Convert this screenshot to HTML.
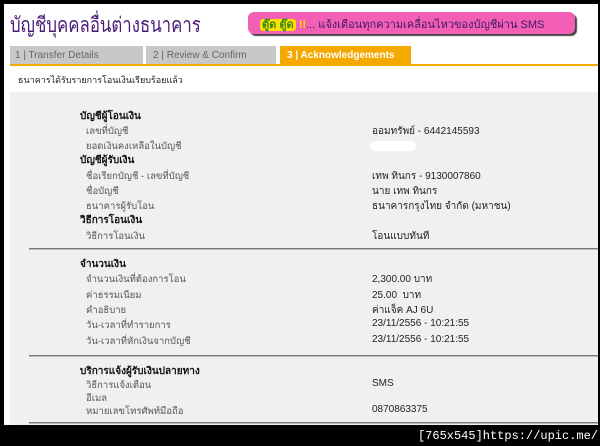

* * *

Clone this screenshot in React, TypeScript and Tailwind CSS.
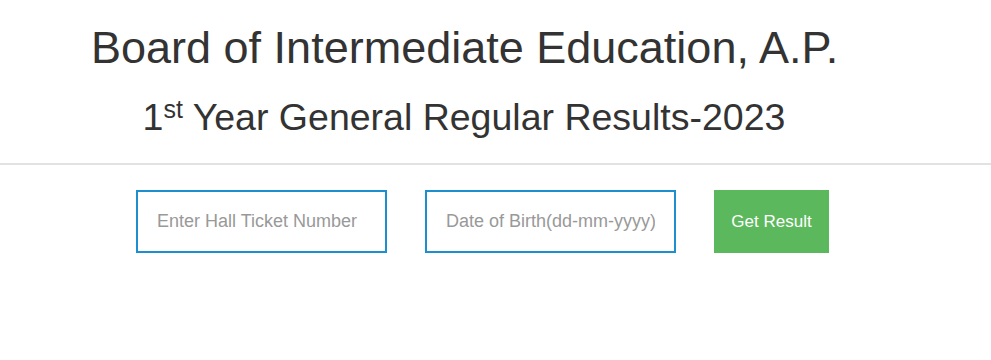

* * *

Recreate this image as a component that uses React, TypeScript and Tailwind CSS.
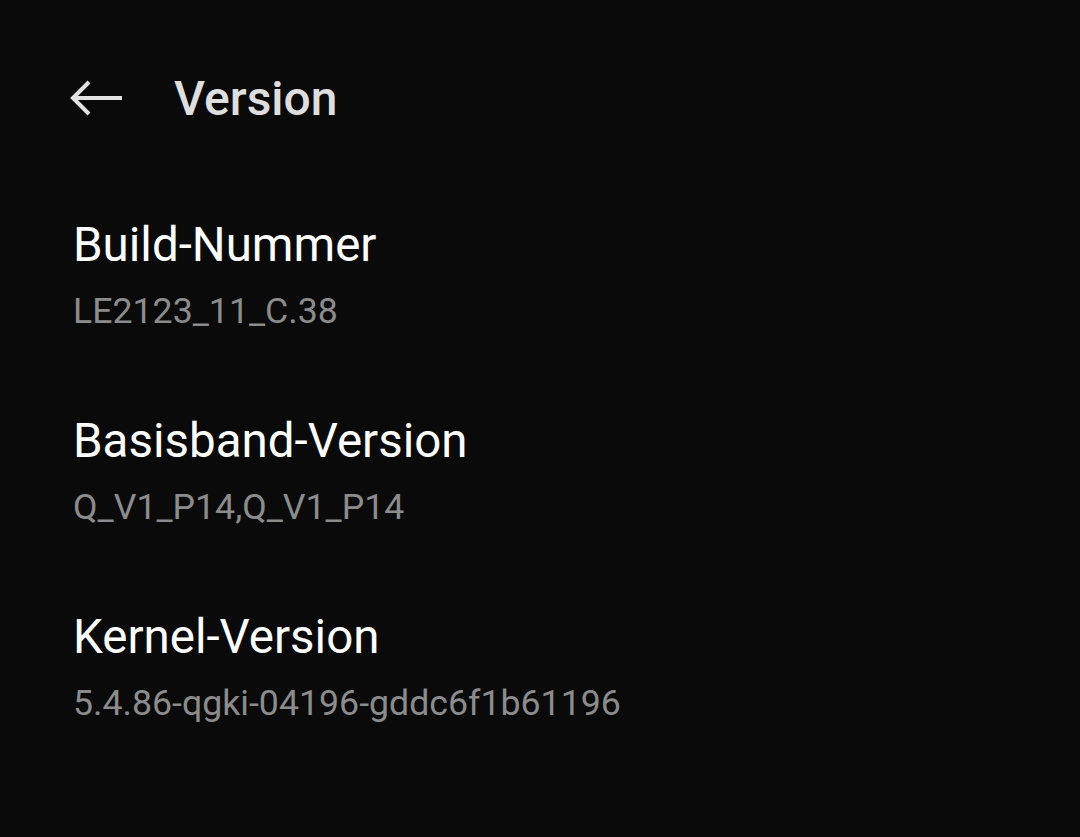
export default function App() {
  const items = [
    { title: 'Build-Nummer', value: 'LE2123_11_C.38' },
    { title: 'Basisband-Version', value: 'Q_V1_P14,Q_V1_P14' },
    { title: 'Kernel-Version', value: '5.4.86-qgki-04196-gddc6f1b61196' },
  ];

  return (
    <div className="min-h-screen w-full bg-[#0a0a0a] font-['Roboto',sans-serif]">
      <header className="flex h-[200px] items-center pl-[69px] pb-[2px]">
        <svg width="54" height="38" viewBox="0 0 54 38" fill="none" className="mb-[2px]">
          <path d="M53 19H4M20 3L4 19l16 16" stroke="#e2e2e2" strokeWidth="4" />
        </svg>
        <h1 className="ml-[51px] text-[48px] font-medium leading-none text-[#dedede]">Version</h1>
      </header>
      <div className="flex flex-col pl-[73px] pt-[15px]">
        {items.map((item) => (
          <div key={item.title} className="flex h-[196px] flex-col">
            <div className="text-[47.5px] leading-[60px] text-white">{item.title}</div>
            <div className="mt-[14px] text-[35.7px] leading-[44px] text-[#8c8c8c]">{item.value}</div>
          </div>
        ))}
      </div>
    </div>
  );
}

WORK REQUIRED.
Search the records above for "Tailwind". Copy each line where it is found.

WORKED SOLUTION.
Clone this screenshot in React, TypeScript and Tailwind CSS.
Recreate this image as a component that uses React, TypeScript and Tailwind CSS.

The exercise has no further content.